### [DATA SHOWN]
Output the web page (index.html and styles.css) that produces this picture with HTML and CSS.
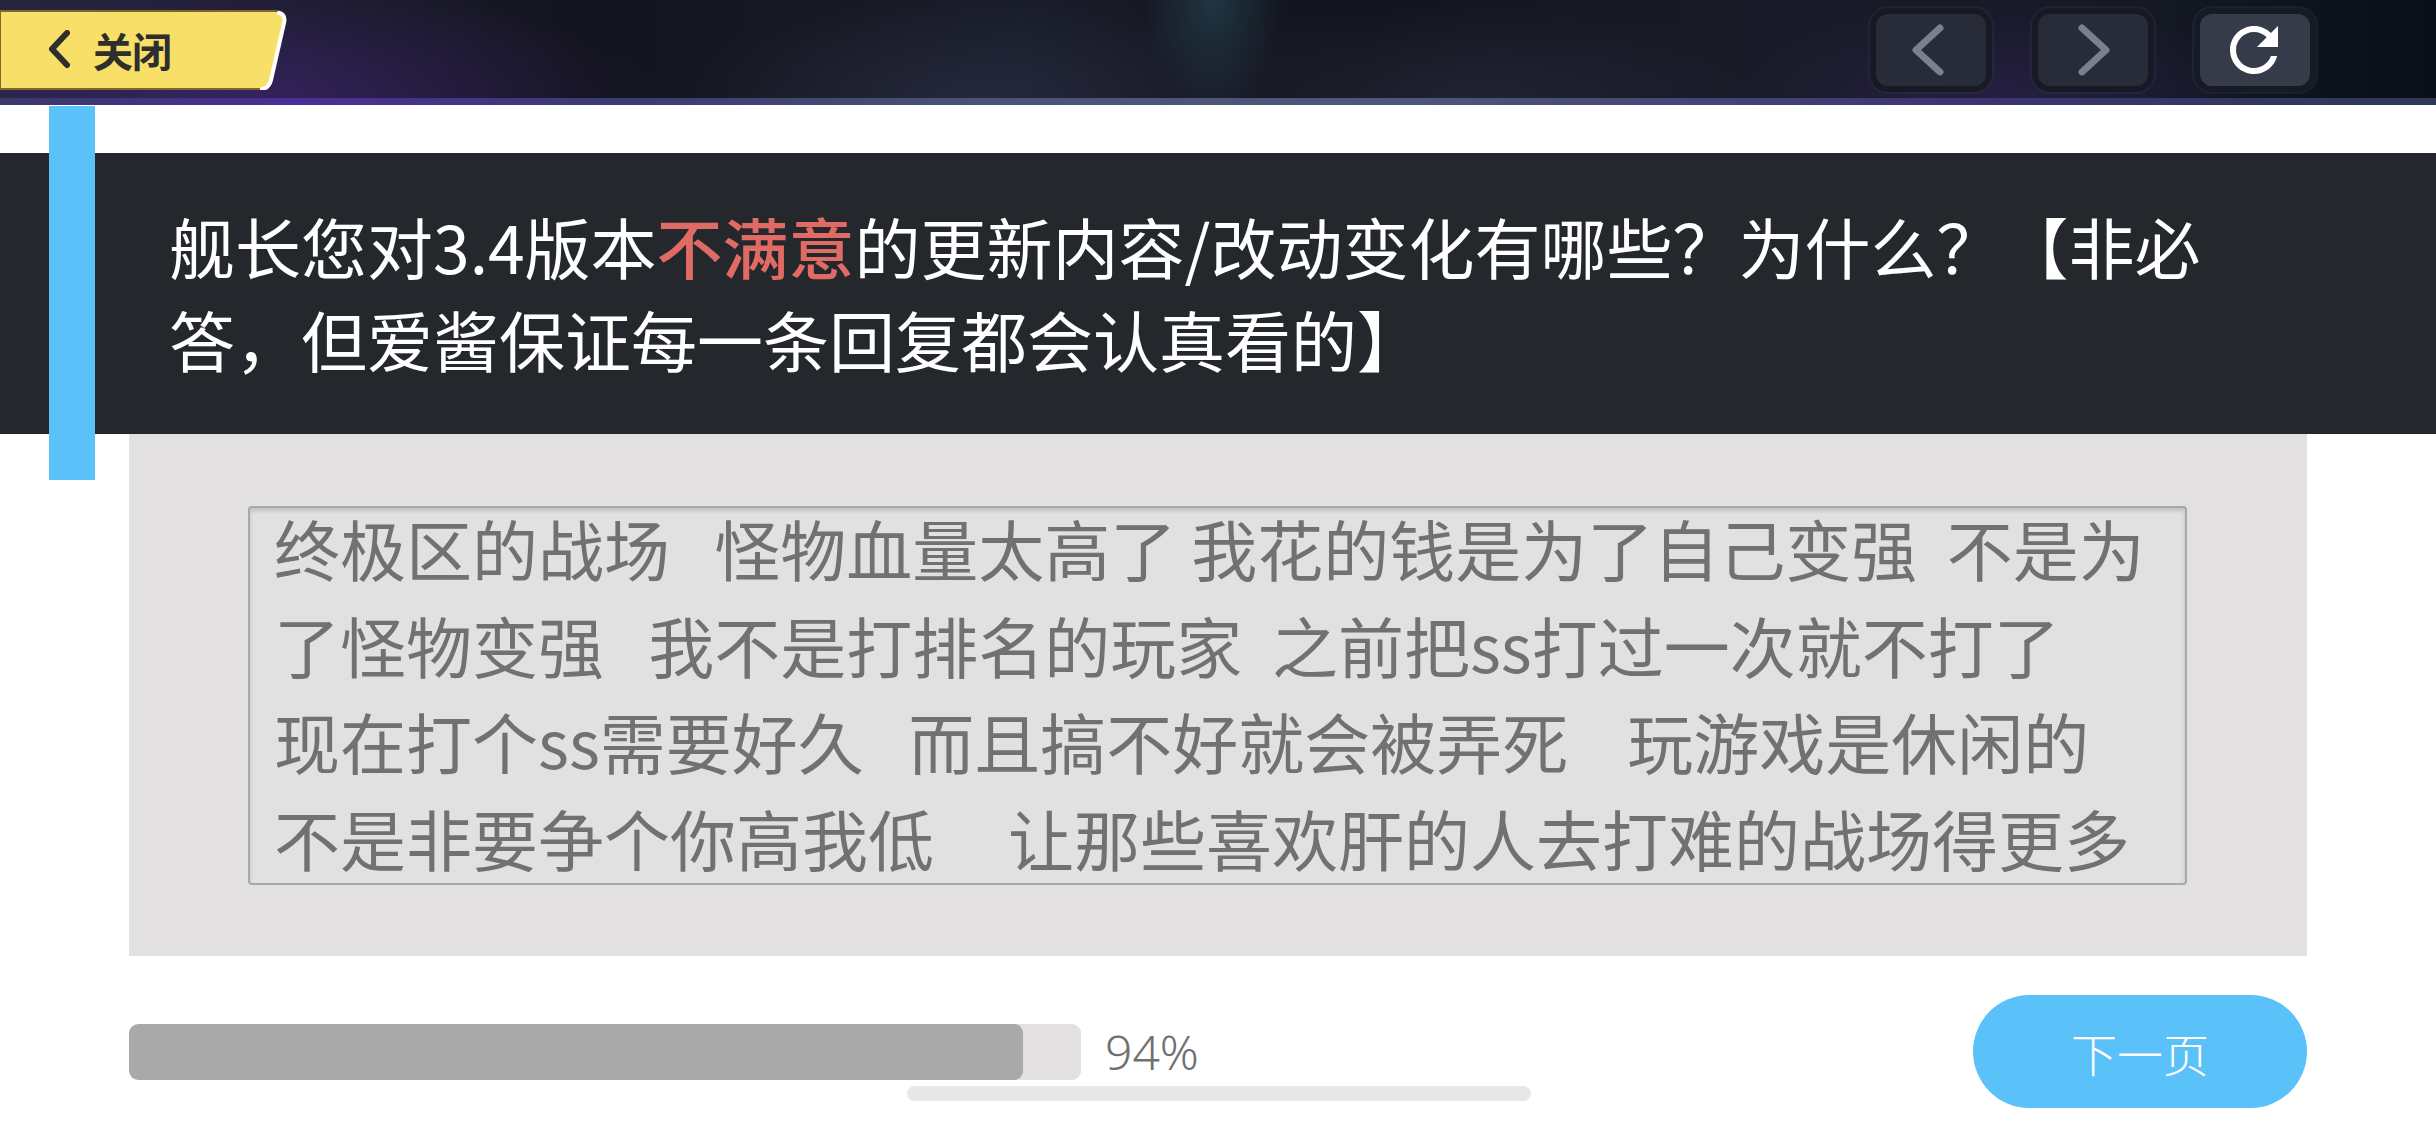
==
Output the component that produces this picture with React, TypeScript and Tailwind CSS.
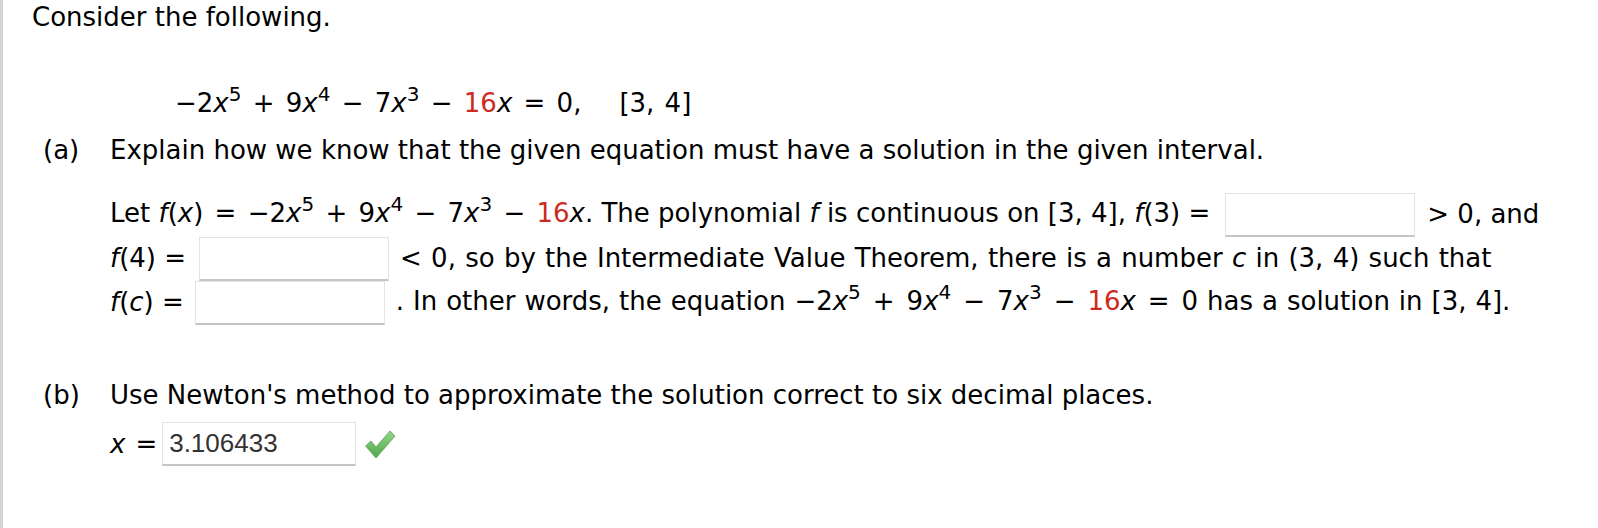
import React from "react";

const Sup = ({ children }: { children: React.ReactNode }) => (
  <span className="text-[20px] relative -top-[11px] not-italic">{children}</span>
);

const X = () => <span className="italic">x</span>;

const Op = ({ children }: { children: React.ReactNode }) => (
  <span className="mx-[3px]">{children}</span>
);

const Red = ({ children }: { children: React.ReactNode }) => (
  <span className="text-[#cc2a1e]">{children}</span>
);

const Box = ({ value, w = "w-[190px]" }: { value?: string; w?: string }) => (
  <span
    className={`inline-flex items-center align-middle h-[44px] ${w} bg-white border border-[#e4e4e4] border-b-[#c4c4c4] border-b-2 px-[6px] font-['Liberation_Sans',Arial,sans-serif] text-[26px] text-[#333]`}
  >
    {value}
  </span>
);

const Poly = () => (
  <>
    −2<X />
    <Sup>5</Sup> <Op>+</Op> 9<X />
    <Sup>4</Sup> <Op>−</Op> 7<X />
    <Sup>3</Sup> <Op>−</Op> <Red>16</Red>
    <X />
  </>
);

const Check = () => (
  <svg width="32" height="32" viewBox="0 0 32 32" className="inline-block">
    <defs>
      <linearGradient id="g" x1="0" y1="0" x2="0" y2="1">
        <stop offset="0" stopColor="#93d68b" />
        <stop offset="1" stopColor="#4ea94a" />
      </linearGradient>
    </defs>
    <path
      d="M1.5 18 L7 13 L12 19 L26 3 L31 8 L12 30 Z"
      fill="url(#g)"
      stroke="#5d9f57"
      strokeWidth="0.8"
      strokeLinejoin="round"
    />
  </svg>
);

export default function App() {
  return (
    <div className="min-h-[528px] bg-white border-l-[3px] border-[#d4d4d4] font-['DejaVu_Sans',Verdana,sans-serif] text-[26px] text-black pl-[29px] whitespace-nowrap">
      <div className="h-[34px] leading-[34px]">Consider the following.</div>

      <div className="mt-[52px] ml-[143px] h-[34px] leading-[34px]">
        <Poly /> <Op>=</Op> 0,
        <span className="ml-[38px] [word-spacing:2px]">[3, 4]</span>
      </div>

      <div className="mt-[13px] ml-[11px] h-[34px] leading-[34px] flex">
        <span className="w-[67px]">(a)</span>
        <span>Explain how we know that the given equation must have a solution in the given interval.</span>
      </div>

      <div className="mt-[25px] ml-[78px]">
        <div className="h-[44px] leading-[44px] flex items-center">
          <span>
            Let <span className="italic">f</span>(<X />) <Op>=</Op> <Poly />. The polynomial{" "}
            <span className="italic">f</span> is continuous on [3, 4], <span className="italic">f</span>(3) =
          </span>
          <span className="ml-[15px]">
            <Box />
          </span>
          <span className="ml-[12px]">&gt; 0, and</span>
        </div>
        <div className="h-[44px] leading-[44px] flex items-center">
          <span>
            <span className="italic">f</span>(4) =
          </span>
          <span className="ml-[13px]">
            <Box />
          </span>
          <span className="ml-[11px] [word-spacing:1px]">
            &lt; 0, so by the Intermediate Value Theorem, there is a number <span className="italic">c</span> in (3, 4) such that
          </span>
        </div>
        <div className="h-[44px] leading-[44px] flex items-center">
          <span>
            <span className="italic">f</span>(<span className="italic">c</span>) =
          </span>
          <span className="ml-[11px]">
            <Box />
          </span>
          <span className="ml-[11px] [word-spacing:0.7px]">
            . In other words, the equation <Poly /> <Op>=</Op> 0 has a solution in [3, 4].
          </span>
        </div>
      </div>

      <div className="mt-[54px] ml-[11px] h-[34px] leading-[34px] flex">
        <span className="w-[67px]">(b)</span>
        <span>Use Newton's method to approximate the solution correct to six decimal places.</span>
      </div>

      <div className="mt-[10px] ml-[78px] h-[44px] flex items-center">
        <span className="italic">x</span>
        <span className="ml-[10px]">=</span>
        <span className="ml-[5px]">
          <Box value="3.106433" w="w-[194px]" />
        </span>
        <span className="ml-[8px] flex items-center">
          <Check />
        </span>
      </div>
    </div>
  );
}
---
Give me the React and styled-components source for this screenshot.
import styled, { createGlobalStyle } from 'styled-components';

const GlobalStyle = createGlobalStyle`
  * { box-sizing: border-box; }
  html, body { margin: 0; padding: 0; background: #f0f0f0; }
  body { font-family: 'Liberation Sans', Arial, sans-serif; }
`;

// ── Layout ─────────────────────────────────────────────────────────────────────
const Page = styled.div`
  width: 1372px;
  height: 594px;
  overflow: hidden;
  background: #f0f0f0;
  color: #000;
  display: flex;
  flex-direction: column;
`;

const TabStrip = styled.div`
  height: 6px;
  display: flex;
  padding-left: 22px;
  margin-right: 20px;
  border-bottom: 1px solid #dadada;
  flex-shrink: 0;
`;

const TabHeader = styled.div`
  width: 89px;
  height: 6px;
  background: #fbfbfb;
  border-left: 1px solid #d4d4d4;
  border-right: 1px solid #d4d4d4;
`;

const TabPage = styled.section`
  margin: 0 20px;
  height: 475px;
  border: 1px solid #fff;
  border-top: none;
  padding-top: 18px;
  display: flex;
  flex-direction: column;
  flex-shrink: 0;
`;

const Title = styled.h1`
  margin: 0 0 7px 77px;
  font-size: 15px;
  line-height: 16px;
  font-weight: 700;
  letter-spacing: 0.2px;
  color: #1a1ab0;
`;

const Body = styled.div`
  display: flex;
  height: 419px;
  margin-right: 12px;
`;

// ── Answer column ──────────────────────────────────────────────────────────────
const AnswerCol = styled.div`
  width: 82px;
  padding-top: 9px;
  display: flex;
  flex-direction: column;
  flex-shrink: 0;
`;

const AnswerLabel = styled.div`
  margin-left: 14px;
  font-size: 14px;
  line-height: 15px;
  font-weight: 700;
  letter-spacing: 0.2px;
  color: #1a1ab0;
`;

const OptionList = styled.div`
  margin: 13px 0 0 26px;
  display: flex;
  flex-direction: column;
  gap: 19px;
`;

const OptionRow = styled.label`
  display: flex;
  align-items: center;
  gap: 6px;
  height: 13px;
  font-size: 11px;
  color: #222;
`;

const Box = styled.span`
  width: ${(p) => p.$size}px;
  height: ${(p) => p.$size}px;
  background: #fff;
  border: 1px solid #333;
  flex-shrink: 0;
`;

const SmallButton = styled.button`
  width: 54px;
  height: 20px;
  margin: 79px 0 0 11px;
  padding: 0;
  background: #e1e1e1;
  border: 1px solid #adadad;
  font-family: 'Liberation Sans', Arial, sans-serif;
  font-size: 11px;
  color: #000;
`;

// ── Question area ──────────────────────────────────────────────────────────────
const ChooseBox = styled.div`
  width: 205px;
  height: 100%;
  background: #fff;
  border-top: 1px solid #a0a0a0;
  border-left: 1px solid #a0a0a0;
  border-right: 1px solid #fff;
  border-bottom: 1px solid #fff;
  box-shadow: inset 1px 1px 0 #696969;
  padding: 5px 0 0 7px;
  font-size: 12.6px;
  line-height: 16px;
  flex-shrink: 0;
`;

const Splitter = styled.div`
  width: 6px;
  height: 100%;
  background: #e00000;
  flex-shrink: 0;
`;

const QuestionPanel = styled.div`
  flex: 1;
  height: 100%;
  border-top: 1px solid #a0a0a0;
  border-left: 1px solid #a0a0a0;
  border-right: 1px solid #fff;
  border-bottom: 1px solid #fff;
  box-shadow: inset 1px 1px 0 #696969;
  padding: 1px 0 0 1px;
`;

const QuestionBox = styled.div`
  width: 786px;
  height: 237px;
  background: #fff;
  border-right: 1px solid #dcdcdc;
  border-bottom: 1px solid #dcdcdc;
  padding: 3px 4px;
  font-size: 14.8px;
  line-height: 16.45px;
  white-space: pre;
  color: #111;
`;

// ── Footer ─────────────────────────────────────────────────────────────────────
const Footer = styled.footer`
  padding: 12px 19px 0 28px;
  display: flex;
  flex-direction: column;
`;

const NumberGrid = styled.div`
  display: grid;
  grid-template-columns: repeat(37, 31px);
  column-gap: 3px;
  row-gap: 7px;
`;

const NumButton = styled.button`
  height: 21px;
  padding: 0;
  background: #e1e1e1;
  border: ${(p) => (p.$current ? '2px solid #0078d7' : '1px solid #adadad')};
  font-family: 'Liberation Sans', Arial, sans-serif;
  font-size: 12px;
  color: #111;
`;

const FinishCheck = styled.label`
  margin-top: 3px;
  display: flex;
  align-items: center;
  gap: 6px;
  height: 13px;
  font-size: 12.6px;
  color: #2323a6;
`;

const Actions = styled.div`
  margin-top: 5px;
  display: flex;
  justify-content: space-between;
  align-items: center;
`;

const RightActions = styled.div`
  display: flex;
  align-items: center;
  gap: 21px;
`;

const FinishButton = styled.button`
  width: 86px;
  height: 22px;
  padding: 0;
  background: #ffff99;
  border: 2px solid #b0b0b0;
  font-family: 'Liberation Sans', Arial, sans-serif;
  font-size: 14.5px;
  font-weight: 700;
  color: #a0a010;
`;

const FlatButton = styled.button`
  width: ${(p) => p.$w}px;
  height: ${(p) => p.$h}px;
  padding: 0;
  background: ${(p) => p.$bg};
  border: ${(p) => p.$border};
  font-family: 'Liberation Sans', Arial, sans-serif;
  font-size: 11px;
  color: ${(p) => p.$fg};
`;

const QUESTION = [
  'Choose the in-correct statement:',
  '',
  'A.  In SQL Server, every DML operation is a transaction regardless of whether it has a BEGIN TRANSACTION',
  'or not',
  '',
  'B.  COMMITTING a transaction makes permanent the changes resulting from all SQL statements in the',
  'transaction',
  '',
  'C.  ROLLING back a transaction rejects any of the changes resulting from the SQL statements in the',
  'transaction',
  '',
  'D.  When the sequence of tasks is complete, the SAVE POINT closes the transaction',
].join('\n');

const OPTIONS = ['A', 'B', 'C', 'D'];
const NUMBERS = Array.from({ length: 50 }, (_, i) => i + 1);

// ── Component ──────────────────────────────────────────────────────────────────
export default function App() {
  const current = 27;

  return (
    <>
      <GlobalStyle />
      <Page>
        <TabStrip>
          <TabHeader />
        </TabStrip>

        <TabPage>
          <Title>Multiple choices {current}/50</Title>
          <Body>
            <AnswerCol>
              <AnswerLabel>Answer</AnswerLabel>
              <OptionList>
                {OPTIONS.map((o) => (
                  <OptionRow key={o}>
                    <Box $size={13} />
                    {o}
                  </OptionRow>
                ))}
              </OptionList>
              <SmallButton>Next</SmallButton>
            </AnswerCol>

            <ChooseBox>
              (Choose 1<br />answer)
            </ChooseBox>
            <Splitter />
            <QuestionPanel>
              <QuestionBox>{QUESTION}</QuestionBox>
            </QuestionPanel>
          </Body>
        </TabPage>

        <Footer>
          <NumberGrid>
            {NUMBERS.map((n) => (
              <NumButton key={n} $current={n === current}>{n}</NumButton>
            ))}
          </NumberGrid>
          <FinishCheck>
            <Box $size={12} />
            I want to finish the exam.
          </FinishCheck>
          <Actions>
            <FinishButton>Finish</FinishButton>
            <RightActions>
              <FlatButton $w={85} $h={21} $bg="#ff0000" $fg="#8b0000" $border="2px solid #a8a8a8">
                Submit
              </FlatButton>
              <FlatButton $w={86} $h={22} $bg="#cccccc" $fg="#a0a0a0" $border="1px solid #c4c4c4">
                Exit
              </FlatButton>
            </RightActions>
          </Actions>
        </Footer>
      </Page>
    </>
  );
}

### [AIM]
Set down, without pictures, the lines between the line holding "Output the component" and the line holding "const X = ()", both inclusive.

### [ANSWER TO THE TASK]
Output the component that produces this picture with React, TypeScript and Tailwind CSS.
import React from "react";

const Sup = ({ children }: { children: React.ReactNode }) => (
  <span className="text-[20px] relative -top-[11px] not-italic">{children}</span>
);

const X = () => <span className="italic">x</span>;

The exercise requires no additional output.